Vicenteño explica que, para la élite mexicana de la época que vivía bajo la fuerte influencia de Francia que promovió el Porfiriato, era habitual dar prioridad a ideas como “la sobrevivencia del más apto”.
“Es decir, si eres una manzana podrida, te vamos a desechar, no nos vamos a detener por ti”, dice. La idea de avanzar iba muy ligada al lema positivista “orden, paz y progreso”, que el propio Porfirio Díaz adaptó en su mandato como “orden y progreso”.
A la larga, esta forma de pensar dejó huella en las iniciativas urbanistas, como evidencia el final de la casa de la familia Escandón, que el Banco de México compró en 1937. La famosa “casa de los perros” que presenció las fiestas del Centenario de la Independencia fue destruida en favor del anexo Guardiola del Banco de México.

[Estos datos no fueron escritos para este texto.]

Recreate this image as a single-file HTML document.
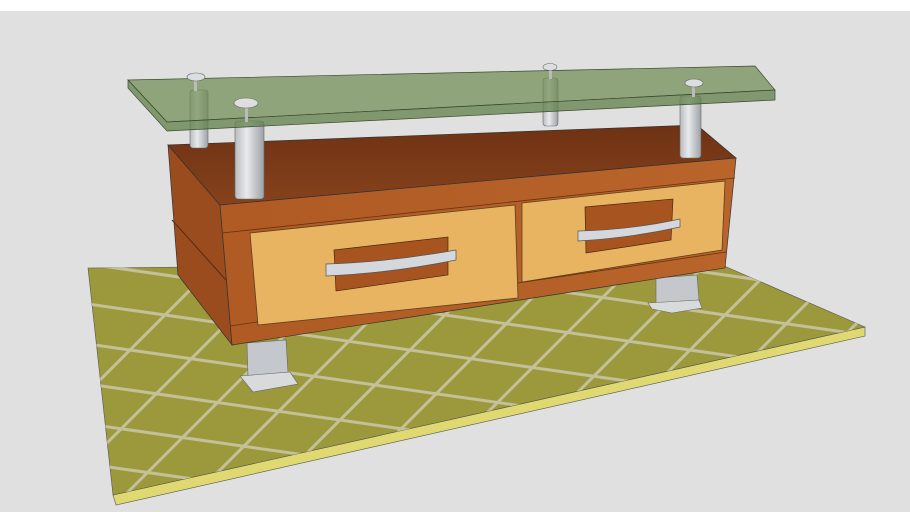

Este último, al igual que su vecino en contra esquina, La Nacional, son muestras sutiles de los últimos años del Art Decó de los años veinte que perduran hasta la fecha. Pero no fue el caso del antecesor de la Torre Latino, pues según comenta la investigadora “el Art Decó ya sonó a viejo”.
A final de cuentas, lo importante era que los “ruinosos y desordenados” inmuebles capitalinos, con su sola presencia, se oponían a la noción de “orden y progreso” que inició como política del gobierno y llegó a ser una práctica común.
Esto, en opinión de Esaúl, más que un “tipo de arquitectura” es una práctica, “es el eterno ciclo del rechazo, destrucción, nostalgia y protección”. De este modo, opina que quizá “en 2030 comenzaremos a revalorizar el movimiento moderno cuando obras de los arquitectos ya mencionados cumplan un centenario de vida”.
A modo de conclusión, el arquitecto recuerda que “el Movimiento Moderno y todas las vanguardias de la década de 1920 respondieron a una Europa destruida por la Primera Guerra Mundial, una sociedad que buscaba una respuesta rápida y lógica para la reconstrucción”.
No está de más tomar en cuenta que demoler edificios es algo muy usual en el siglo XXI, debido a que “vivimos en una sociedad que responde a tendencias cada vez más efímeras”, dice. Gracias a ello, podemos cerrar con una reflexión importante: el día de mañana podríamos estar entre quienes borren la memoria histórica para hacerle un espacio al futuro.